— STATED EXERCISE —
Leave the pictures out and print every record below exactly as it stands.
● ● ● ●
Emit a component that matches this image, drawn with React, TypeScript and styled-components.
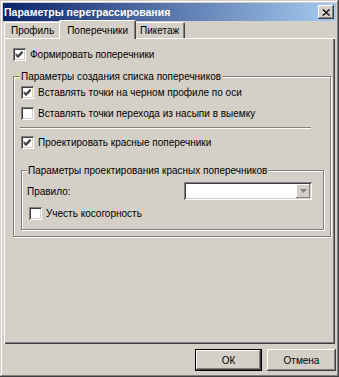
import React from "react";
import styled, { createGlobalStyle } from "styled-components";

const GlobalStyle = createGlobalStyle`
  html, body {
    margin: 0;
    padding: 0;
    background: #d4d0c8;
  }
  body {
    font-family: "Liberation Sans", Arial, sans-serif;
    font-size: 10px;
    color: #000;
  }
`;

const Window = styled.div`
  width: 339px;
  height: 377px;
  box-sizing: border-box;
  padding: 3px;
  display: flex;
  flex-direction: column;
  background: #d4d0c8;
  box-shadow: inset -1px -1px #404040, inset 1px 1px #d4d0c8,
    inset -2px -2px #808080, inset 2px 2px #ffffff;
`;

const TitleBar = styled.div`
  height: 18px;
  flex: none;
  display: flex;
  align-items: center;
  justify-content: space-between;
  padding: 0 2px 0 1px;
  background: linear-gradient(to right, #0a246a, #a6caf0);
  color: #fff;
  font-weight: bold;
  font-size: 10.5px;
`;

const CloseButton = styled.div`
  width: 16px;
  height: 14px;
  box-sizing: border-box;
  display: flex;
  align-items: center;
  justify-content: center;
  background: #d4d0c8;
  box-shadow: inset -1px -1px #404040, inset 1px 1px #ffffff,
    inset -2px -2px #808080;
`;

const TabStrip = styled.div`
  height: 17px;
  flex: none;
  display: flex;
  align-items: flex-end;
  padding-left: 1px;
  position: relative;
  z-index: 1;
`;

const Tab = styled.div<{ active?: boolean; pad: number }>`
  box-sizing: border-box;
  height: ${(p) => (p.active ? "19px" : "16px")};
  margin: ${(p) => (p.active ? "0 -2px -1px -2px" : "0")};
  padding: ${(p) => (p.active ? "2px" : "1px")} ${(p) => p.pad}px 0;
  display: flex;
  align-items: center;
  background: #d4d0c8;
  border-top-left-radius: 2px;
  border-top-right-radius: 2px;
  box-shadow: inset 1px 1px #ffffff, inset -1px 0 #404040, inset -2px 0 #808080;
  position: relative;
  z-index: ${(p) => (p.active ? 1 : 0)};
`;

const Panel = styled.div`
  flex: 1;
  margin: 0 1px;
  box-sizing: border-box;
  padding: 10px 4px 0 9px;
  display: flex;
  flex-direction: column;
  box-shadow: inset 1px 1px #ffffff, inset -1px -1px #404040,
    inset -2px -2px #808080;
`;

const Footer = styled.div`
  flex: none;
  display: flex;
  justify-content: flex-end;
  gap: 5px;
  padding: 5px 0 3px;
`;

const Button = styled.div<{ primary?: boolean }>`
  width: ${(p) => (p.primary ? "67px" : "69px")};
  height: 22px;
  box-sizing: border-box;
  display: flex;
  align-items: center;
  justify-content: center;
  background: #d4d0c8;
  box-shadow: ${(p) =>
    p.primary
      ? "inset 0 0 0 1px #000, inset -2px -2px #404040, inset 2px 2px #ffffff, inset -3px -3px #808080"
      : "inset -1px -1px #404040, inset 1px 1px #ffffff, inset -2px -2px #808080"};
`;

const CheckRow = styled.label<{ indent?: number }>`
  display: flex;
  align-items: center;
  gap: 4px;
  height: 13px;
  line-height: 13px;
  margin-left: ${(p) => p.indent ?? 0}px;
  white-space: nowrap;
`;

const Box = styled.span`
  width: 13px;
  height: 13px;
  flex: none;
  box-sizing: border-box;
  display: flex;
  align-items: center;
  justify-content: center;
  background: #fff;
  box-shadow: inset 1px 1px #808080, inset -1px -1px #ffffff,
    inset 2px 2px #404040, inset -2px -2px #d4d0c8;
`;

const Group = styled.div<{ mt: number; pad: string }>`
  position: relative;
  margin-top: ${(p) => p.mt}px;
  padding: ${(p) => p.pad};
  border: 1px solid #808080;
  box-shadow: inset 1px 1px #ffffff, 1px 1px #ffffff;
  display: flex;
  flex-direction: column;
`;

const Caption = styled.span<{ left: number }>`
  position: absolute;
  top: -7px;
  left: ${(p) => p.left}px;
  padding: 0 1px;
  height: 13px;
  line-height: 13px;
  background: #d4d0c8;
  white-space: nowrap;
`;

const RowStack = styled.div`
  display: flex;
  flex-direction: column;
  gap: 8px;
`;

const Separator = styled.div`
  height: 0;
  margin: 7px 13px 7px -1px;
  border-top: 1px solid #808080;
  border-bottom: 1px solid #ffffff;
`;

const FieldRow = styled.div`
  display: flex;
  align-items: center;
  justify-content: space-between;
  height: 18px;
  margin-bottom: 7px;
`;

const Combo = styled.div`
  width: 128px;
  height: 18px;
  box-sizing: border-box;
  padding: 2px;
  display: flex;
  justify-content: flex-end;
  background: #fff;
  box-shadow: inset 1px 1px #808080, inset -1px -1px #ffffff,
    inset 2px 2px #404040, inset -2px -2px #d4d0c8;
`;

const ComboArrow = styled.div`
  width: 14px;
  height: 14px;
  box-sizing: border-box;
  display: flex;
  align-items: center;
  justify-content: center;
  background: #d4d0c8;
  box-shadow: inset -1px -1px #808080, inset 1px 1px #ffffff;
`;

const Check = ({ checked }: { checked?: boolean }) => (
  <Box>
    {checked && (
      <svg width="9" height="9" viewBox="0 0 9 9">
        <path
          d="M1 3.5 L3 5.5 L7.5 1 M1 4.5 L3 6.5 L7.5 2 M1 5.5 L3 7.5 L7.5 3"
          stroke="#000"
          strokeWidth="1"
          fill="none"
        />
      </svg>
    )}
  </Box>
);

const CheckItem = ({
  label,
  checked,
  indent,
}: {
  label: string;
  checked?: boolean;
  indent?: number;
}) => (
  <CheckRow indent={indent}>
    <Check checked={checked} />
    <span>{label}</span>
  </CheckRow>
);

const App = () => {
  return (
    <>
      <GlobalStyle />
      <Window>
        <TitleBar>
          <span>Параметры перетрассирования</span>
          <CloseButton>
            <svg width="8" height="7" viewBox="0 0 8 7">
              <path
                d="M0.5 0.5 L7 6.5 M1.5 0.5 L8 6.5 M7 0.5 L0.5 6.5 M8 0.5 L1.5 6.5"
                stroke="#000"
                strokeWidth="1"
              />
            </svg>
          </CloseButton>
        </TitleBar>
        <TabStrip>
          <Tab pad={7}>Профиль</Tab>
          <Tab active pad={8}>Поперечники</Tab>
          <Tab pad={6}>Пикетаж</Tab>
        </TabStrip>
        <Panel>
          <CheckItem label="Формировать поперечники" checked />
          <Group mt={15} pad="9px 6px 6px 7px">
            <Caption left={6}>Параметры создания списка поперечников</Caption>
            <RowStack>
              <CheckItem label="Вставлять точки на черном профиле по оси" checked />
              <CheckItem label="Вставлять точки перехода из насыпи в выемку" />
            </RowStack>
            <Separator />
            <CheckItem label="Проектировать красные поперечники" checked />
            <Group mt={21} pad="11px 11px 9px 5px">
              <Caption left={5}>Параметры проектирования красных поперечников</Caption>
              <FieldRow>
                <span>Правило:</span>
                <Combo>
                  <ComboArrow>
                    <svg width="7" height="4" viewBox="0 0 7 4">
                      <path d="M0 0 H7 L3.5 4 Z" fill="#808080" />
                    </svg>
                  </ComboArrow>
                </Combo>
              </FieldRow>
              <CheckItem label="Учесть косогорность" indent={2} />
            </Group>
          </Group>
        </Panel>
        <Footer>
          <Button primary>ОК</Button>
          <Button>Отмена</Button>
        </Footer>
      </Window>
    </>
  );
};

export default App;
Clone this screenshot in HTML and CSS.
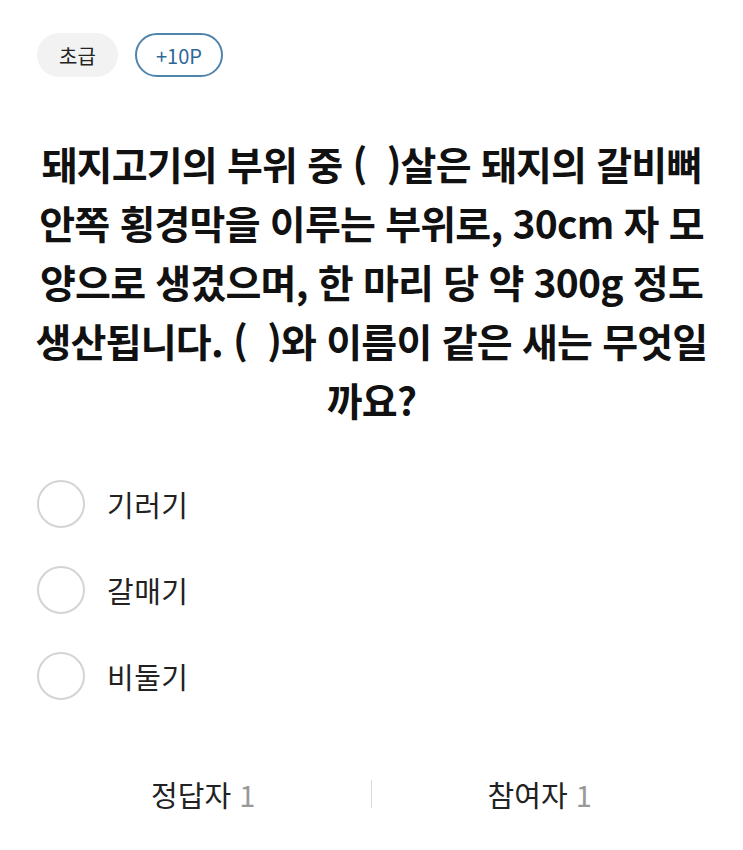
● ● ● ●
— EXPECTED ANSWER —
Emit a component that matches this image, drawn with React, TypeScript and styled-components.
import React from "react";
import styled, { createGlobalStyle } from "styled-components";

const GlobalStyle = createGlobalStyle`
  html, body {
    margin: 0;
    padding: 0;
    background: #d4d0c8;
  }
  body {
    font-family: "Liberation Sans", Arial, sans-serif;
    font-size: 10px;
    color: #000;
  }
`;

const Window = styled.div`
  width: 339px;
  height: 377px;
  box-sizing: border-box;
  padding: 3px;
  display: flex;
  flex-direction: column;
  background: #d4d0c8;
  box-shadow: inset -1px -1px #404040, inset 1px 1px #d4d0c8,
    inset -2px -2px #808080, inset 2px 2px #ffffff;
`;

const TitleBar = styled.div`
  height: 18px;
  flex: none;
  display: flex;
  align-items: center;
  justify-content: space-between;
  padding: 0 2px 0 1px;
  background: linear-gradient(to right, #0a246a, #a6caf0);
  color: #fff;
  font-weight: bold;
  font-size: 10.5px;
`;

const CloseButton = styled.div`
  width: 16px;
  height: 14px;
  box-sizing: border-box;
  display: flex;
  align-items: center;
  justify-content: center;
  background: #d4d0c8;
  box-shadow: inset -1px -1px #404040, inset 1px 1px #ffffff,
    inset -2px -2px #808080;
`;

const TabStrip = styled.div`
  height: 17px;
  flex: none;
  display: flex;
  align-items: flex-end;
  padding-left: 1px;
  position: relative;
  z-index: 1;
`;

const Tab = styled.div<{ active?: boolean; pad: number }>`
  box-sizing: border-box;
  height: ${(p) => (p.active ? "19px" : "16px")};
  margin: ${(p) => (p.active ? "0 -2px -1px -2px" : "0")};
  padding: ${(p) => (p.active ? "2px" : "1px")} ${(p) => p.pad}px 0;
  display: flex;
  align-items: center;
  background: #d4d0c8;
  border-top-left-radius: 2px;
  border-top-right-radius: 2px;
  box-shadow: inset 1px 1px #ffffff, inset -1px 0 #404040, inset -2px 0 #808080;
  position: relative;
  z-index: ${(p) => (p.active ? 1 : 0)};
`;

const Panel = styled.div`
  flex: 1;
  margin: 0 1px;
  box-sizing: border-box;
  padding: 10px 4px 0 9px;
  display: flex;
  flex-direction: column;
  box-shadow: inset 1px 1px #ffffff, inset -1px -1px #404040,
    inset -2px -2px #808080;
`;

const Footer = styled.div`
  flex: none;
  display: flex;
  justify-content: flex-end;
  gap: 5px;
  padding: 5px 0 3px;
`;

const Button = styled.div<{ primary?: boolean }>`
  width: ${(p) => (p.primary ? "67px" : "69px")};
  height: 22px;
  box-sizing: border-box;
  display: flex;
  align-items: center;
  justify-content: center;
  background: #d4d0c8;
  box-shadow: ${(p) =>
    p.primary
      ? "inset 0 0 0 1px #000, inset -2px -2px #404040, inset 2px 2px #ffffff, inset -3px -3px #808080"
      : "inset -1px -1px #404040, inset 1px 1px #ffffff, inset -2px -2px #808080"};
`;

const CheckRow = styled.label<{ indent?: number }>`
  display: flex;
  align-items: center;
  gap: 4px;
  height: 13px;
  line-height: 13px;
  margin-left: ${(p) => p.indent ?? 0}px;
  white-space: nowrap;
`;

const Box = styled.span`
  width: 13px;
  height: 13px;
  flex: none;
  box-sizing: border-box;
  display: flex;
  align-items: center;
  justify-content: center;
  background: #fff;
  box-shadow: inset 1px 1px #808080, inset -1px -1px #ffffff,
    inset 2px 2px #404040, inset -2px -2px #d4d0c8;
`;

const Group = styled.div<{ mt: number; pad: string }>`
  position: relative;
  margin-top: ${(p) => p.mt}px;
  padding: ${(p) => p.pad};
  border: 1px solid #808080;
  box-shadow: inset 1px 1px #ffffff, 1px 1px #ffffff;
  display: flex;
  flex-direction: column;
`;

const Caption = styled.span<{ left: number }>`
  position: absolute;
  top: -7px;
  left: ${(p) => p.left}px;
  padding: 0 1px;
  height: 13px;
  line-height: 13px;
  background: #d4d0c8;
  white-space: nowrap;
`;

const RowStack = styled.div`
  display: flex;
  flex-direction: column;
  gap: 8px;
`;

const Separator = styled.div`
  height: 0;
  margin: 7px 13px 7px -1px;
  border-top: 1px solid #808080;
  border-bottom: 1px solid #ffffff;
`;

const FieldRow = styled.div`
  display: flex;
  align-items: center;
  justify-content: space-between;
  height: 18px;
  margin-bottom: 7px;
`;

const Combo = styled.div`
  width: 128px;
  height: 18px;
  box-sizing: border-box;
  padding: 2px;
  display: flex;
  justify-content: flex-end;
  background: #fff;
  box-shadow: inset 1px 1px #808080, inset -1px -1px #ffffff,
    inset 2px 2px #404040, inset -2px -2px #d4d0c8;
`;

const ComboArrow = styled.div`
  width: 14px;
  height: 14px;
  box-sizing: border-box;
  display: flex;
  align-items: center;
  justify-content: center;
  background: #d4d0c8;
  box-shadow: inset -1px -1px #808080, inset 1px 1px #ffffff;
`;

const Check = ({ checked }: { checked?: boolean }) => (
  <Box>
    {checked && (
      <svg width="9" height="9" viewBox="0 0 9 9">
        <path
          d="M1 3.5 L3 5.5 L7.5 1 M1 4.5 L3 6.5 L7.5 2 M1 5.5 L3 7.5 L7.5 3"
          stroke="#000"
          strokeWidth="1"
          fill="none"
        />
      </svg>
    )}
  </Box>
);

const CheckItem = ({
  label,
  checked,
  indent,
}: {
  label: string;
  checked?: boolean;
  indent?: number;
}) => (
  <CheckRow indent={indent}>
    <Check checked={checked} />
    <span>{label}</span>
  </CheckRow>
);

const App = () => {
  return (
    <>
      <GlobalStyle />
      <Window>
        <TitleBar>
          <span>Параметры перетрассирования</span>
          <CloseButton>
            <svg width="8" height="7" viewBox="0 0 8 7">
              <path
                d="M0.5 0.5 L7 6.5 M1.5 0.5 L8 6.5 M7 0.5 L0.5 6.5 M8 0.5 L1.5 6.5"
                stroke="#000"
                strokeWidth="1"
              />
            </svg>
          </CloseButton>
        </TitleBar>
        <TabStrip>
          <Tab pad={7}>Профиль</Tab>
          <Tab active pad={8}>Поперечники</Tab>
          <Tab pad={6}>Пикетаж</Tab>
        </TabStrip>
        <Panel>
          <CheckItem label="Формировать поперечники" checked />
          <Group mt={15} pad="9px 6px 6px 7px">
            <Caption left={6}>Параметры создания списка поперечников</Caption>
            <RowStack>
              <CheckItem label="Вставлять точки на черном профиле по оси" checked />
              <CheckItem label="Вставлять точки перехода из насыпи в выемку" />
            </RowStack>
            <Separator />
            <CheckItem label="Проектировать красные поперечники" checked />
            <Group mt={21} pad="11px 11px 9px 5px">
              <Caption left={5}>Параметры проектирования красных поперечников</Caption>
              <FieldRow>
                <span>Правило:</span>
                <Combo>
                  <ComboArrow>
                    <svg width="7" height="4" viewBox="0 0 7 4">
                      <path d="M0 0 H7 L3.5 4 Z" fill="#808080" />
                    </svg>
                  </ComboArrow>
                </Combo>
              </FieldRow>
              <CheckItem label="Учесть косогорность" indent={2} />
            </Group>
          </Group>
        </Panel>
        <Footer>
          <Button primary>ОК</Button>
          <Button>Отмена</Button>
        </Footer>
      </Window>
    </>
  );
};

export default App;
Clone this screenshot in HTML and CSS.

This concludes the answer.